The Cracks are a Feature Not a Fault

In 2011 Will Ferrell was awarded the Mark Twain Prize for American Humor. Here is the first two minutes of his acceptance speech and it is greatness.

There is a story within the Jewish tradition in which God creates the world by taking in a breath in order to contract God's self in order to make room for creation. Then the divine light was put into ten vessels and sent to creation but the vessels broke the light got out. Some of the light returned to the Source and other parts fell all over creation. We see the divine lights in stars, grains of sand and in the sparkle in the eyes of others. Human beings were created with the task to "repair the world" - Tikkum Olam. 

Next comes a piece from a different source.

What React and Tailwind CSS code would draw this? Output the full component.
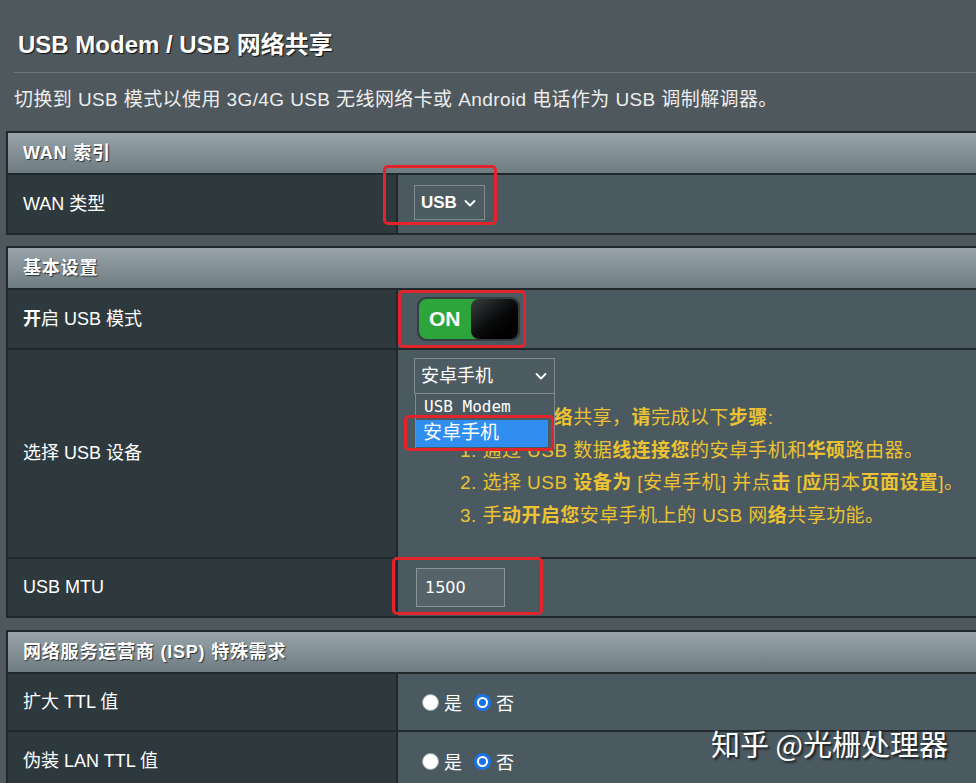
const FONT = 'font-[family-name:Liberation_Sans,Noto_Sans_CJK_SC,sans-serif]';

function Chevron({ className = '' }) {
  return (
    <svg width="14" height="14" viewBox="0 0 14 14" fill="none" className={className}>
      <path d="M2.5 5 L7 9.5 L11.5 5" stroke="#ffffff" strokeWidth="1.8" strokeLinecap="round" strokeLinejoin="round" />
    </svg>
  );
}

function Section({ title, children, className = '' }) {
  return (
    <div className={`ml-[6px] w-[990px] border-2 border-r-0 border-[#20282c] ${className}`}>
      <div className="h-[40px] flex items-center pl-[15px] bg-gradient-to-b from-[#98a4a9] to-[#6e7b81] text-[18px] tracking-[0.8px] font-bold text-white [text-shadow:1px_1px_1px_#2a3236]">
        {title}
      </div>
      {children}
    </div>
  );
}

function Row({ label, h, children, alignTop = false }) {
  return (
    <div className={`grid grid-cols-[390px_1fr] border-t-2 border-[#20282c] ${h}`}>
      <div className="bg-[#2e393e] border-r-2 border-[#20282c] pl-[15px] flex items-center text-[18px] text-white">
        {label}
      </div>
      <div className={`bg-[#4b5a60] flex ${alignTop ? 'items-start' : 'items-center'}`}>{children}</div>
    </div>
  );
}

function Radio({ checked }) {
  if (checked) {
    return (
      <span className="w-[17px] h-[17px] rounded-full bg-[#1a73e8] flex items-center justify-center">
        <span className="w-[11px] h-[11px] rounded-full bg-white flex items-center justify-center">
          <span className="w-[7px] h-[7px] rounded-full bg-[#1a73e8]" />
        </span>
      </span>
    );
  }
  return <span className="w-[17px] h-[17px] rounded-full bg-white border border-[#9aa4a8]" />;
}

function YesNo() {
  return (
    <div className="pl-[24px] flex items-center text-[18px] text-white">
      <Radio checked={false} />
      <span className="ml-[5px] mt-[4px]">是</span>
      <span className="ml-[12px]"><Radio checked /></span>
      <span className="ml-[5px] mt-[4px]">否</span>
    </div>
  );
}

const B = ({ children }) => <span className="font-bold">{children}</span>;

export default function App() {
  return (
    <div className={`relative w-[976px] h-[783px] overflow-hidden bg-[#4e585d] text-white ${FONT}`}>
      <div className="pl-[18px] pt-[31px] leading-[28px] text-[24px] font-bold [text-shadow:1px_1px_1px_#111]">
        USB Modem / USB 网络共享
      </div>
      <div className="ml-[14px] mt-[13px] h-px bg-[#6e797e]" />
      <div className="pl-[14px] mt-[14px] leading-[26px] text-[19px] tracking-[0.4px] text-[#eeeeee]">
        切换到 USB 模式以使用 3G/4G USB 无线网络卡或 Android 电话作为 USB 调制解调器。
      </div>

      <Section title="WAN 索引" className="mt-[18px]">
        <Row label="WAN 类型" h="h-[60px]">
          <div className="ml-4 w-[71px] h-[35px] border border-[#7f8b90] bg-[#4d5c62] flex items-center pl-[6px] gap-[6px] -mt-[3px]">
            <span className="text-[17px] font-bold">USB</span>
            <Chevron />
          </div>
        </Row>
      </Section>

      <Section title="基本设置" className="mt-[11px]">
        <Row label={<span><B>开</B>启 USB 模式</span>} h="h-[60px]">
          <div className="ml-[19px] w-[103px] h-[44px] rounded-[9px] bg-[#333d42] p-[2px] flex">
            <div className="w-[60px] h-full rounded-l-[8px] bg-[#2ea53a] flex items-center pl-[10px] text-[21px] font-bold">
              ON
            </div>
            <div className="w-[48px] h-full -ml-[7px] rounded-[8px] bg-gradient-to-br from-[#3c4042] via-[#0b0c0d] to-black" />
          </div>
        </Row>
        <Row label="选择 USB 设备" h="h-[209px]" alignTop>
          <div className="pt-2 pl-4">
            <div className="relative">
              <div className="w-[141px] h-[36px] border border-[#7f8b90] bg-[#4d5c62] flex items-center justify-between pl-[6px] pr-[6px]">
                <span className="text-[18px]">安卓手机</span>
                <Chevron />
              </div>
              <div className="absolute left-[1px] top-[36px] w-[140px] bg-[#4b5a60] border-l border-r border-[#7f8b90] z-10 pb-[2px]">
                <div className="h-[26px] flex items-center pl-[8px] font-[family-name:DejaVu_Sans_Mono,monospace] text-[16px]">
                  USB Modem
                </div>
                <div className="h-[27px] mr-[6px] bg-[#2f8ef0] flex items-center pl-[7px] text-[19px]">
                  安卓手机
                </div>
              </div>
            </div>
            <div className="mt-2 text-[19px] leading-[32.5px] tracking-[0.45px] text-[#ecc232]">
              <div className="pl-[10px]">要使用 USB 网<B>络</B>共享，<B>请</B>完成以下<B>步骤</B>:</div>
              <div className="pl-[46px]">1. 通过 USB 数据<B>线连接您</B>的安卓手机和<B>华硕</B>路由器。</div>
              <div className="pl-[46px]">2. 选择 USB <B>设备为</B> [安卓手机] 并点<B>击</B> [<B>应</B>用本<B>页面设置</B>]。</div>
              <div className="pl-[46px]">3. 手<B>动开启您</B>安卓手机上的 USB 网<B>络</B>共享功能。</div>
            </div>
          </div>
        </Row>
        <Row label="USB MTU" h="h-[59px]">
          <div className="ml-[18px] w-[89px] h-[39px] border border-[#8a969b] bg-[#56646a] flex items-center pl-[8px] font-[family-name:DejaVu_Sans,sans-serif] text-[16px]">
            1500
          </div>
        </Row>
      </Section>

      <Section title="网络服务运营商 (ISP) 特殊需求" className="mt-[12px]">
        <Row label="扩大 TTL 值" h="h-[58px]">
          <YesNo />
        </Row>
        <Row label="伪装 LAN TTL 值" h="h-[60px]">
          <YesNo />
        </Row>
      </Section>

      {/* red annotation boxes */}
      <div className="absolute left-[383px] top-[165px] w-[114px] h-[60px] border-[3px] border-[#e3242b] rounded-[5px]" />
      <div className="absolute left-[398px] top-[290px] w-[128px] h-[58px] border-[3px] border-[#e3242b] rounded-[5px]" />
      <div className="absolute left-[404px] top-[415px] w-[150px] h-[36px] border-[3px] border-[#e3242b] rounded-[5px] z-20" />
      <div className="absolute left-[392px] top-[557px] w-[151px] h-[58px] border-[3px] border-[#e3242b] rounded-[5px]" />

      {/* watermark */}
      <div className="absolute left-[711px] top-[725px] text-[29px] leading-[36px] font-[family-name:Noto_Sans_CJK_SC,sans-serif] text-white [text-shadow:2px_2px_2px_#1a1f22]">
        知乎 @光栅处理器
      </div>
    </div>
  );
}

While it was part of a bit, when Will Ferrell dropped the award his instinct is what our instinct would be. Pick up the pieces and try to repair it. 

The Gospel is the story that says, the cracks in the world are important. When Jesus was resurrected his hands and feet were still cracked. The self-help industry see cracks as a fault. The Good News sees cracks as a feature. Jesus did not cover up the cracks in his body, rather it was the cracks that became the conduit for others to believe it all to be real. The cracks in our lives are what make us real. As it was said by Leonard Cohen, "There is a crack in everything, that is how the light gets in." 

You see, when we repair the world the self-help world will teach us that we need to eradicate the cracks, mask over them, repair them so they are gone. The Gospel says that when we do that, when we hid the cracks, we also hide the light. Repairing the world with God is about exposing light, it is about embracing the cracks and trusting that God uses the cracks to heal the world.

The cracks are a feature not a fault.